The Days of High Adventure: A Journey through Adventure Film

By Roderick Heath

If The Sea Hawk is the working model of the old-fashioned swashbuckler, The Black Swan is its disreputable younger brother, a study in lascivious über pulp in rest and motion. Starring Tyrone Power, Errol Flynn’s chief rival for the mantle of swashbuckling heartthrob during the late 1930s-1940s, in one of his nearly a dozen collaborations with director Henry King, The Black Swan is another essential genre avatar.
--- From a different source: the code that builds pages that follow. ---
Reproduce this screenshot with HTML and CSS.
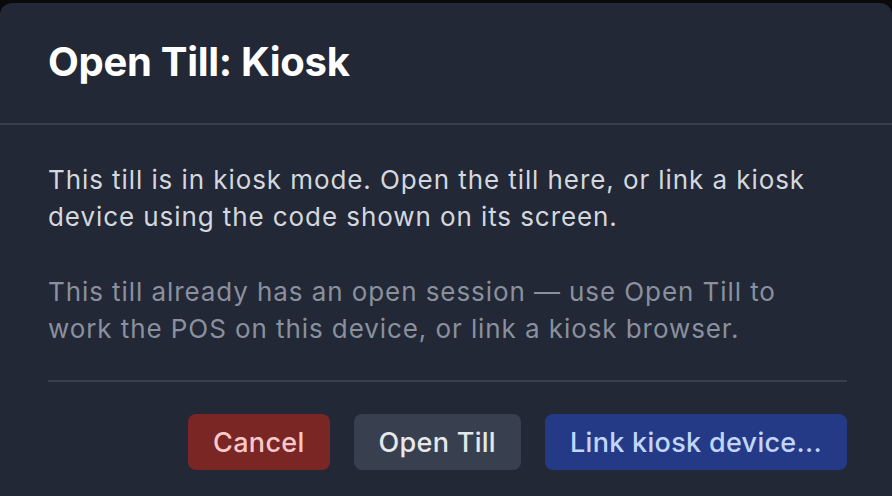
FILE: index.html
```html
<!DOCTYPE html>
<html lang="en">
<head>
<meta charset="utf-8">
<title>Open Till: Kiosk</title>
<link rel="stylesheet" href="styles.css">
</head>
<body>
  <div class="dialog">
    <header class="dialog-header">
      <h1 class="dialog-title">Open Till: Kiosk</h1>
    </header>
    <section class="dialog-body">
      <p class="lead">This till is in kiosk mode. Open the till here, or link a kiosk device using the code shown on its screen.</p>
      <p class="note">This till already has an open session — use Open Till to work the POS on this device, or link a kiosk browser.</p>
      <div class="actions">
        <button class="btn btn-cancel">Cancel</button>
        <button class="btn btn-open">Open Till</button>
        <button class="btn btn-link">Link kiosk device...</button>
      </div>
    </section>
  </div>
</body>
</html>
```
FILE: styles.css
```css
html, body {
  margin: 0;
  padding: 0;
  background: #0a0a0b;
  height: 100%;
  overflow: hidden;
}

body {
  padding-top: 3px;
  font-family: Inter, "Noto Sans", sans-serif;
}

.dialog {
  width: 892px;
  background: #222836;
  border-radius: 12px;
  padding-bottom: 40px;
}

.dialog-header {
  padding: 35px 48px 37px;
  border-bottom: 2px solid #393e4b;
}

.dialog-title {
  margin: 0;
  font-size: 40px;
  line-height: 48px;
  font-weight: 700;
  color: #ffffff;
  letter-spacing: -0.3px;
}

.dialog-body {
  padding: 36px 45px 0 48px;
}

.dialog-body p {
  margin: 0;
  padding-right: 10px;
  font-size: 26px;
  line-height: 37px;
  letter-spacing: 0.92px;
}

.lead {
  color: #d4d7dd;
}

.note {
  margin-top: 38px !important;
  color: #8a909d;
  padding-bottom: 33px;
  border-bottom: 2px solid #393e4b;
}

.actions {
  display: flex;
  justify-content: flex-end;
  gap: 24px;
  padding-top: 32px;
}

.btn {
  height: 56px;
  padding: 0 25px;
  border: none;
  border-radius: 8px;
  font-family: Inter, "Noto Sans", sans-serif;
  font-size: 27px;
  font-weight: 500;
  letter-spacing: 0.3px;
  cursor: pointer;
}

.btn-cancel {
  background: #7a2624;
  color: #f8c9c9;
}

.btn-open {
  background: #383f4e;
  color: #e6e8ec;
}

.btn-link {
  background: #253a86;
  color: #c0d6fb;
}
```
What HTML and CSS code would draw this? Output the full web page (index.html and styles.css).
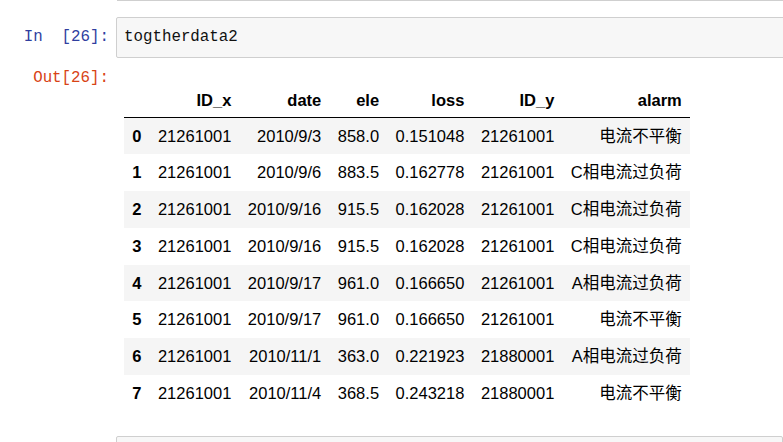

King, a cinema pioneer and usually a soberly artful, thoughtful director, here threw out the niceties and reduces the serious themes of the Curtiz-Flynn model to window dressing. He charges through the narrative like a whirling dervish to wrap up his narrative in 84 minutes of Technicolor-swathed foreplay. The theme usually treated cheekily, even suggestively, but ultimately decorously in Flynn’s movies, the dance of dangerous seduction between roguish outlaw and a prim lady fair like Olivia de Havilland, is here transmuted into an extended S&M fantasy. Apart from Duel in the Sun (1948), The Black Swan is, in its circuitous way, quite the filthiest, mind-bogglingly kinky and campy film I’ve seen from a major Hollywood studio in the 1940s. Whilst The Sea Hawk took the oncoming mood of war seriously enough to sail on those ill winds, The Black Swan is entirely a rejection of contemporary reflection, except perhaps in its aggressive underlying celebration of warrior masculinity as a newly desirable ideal.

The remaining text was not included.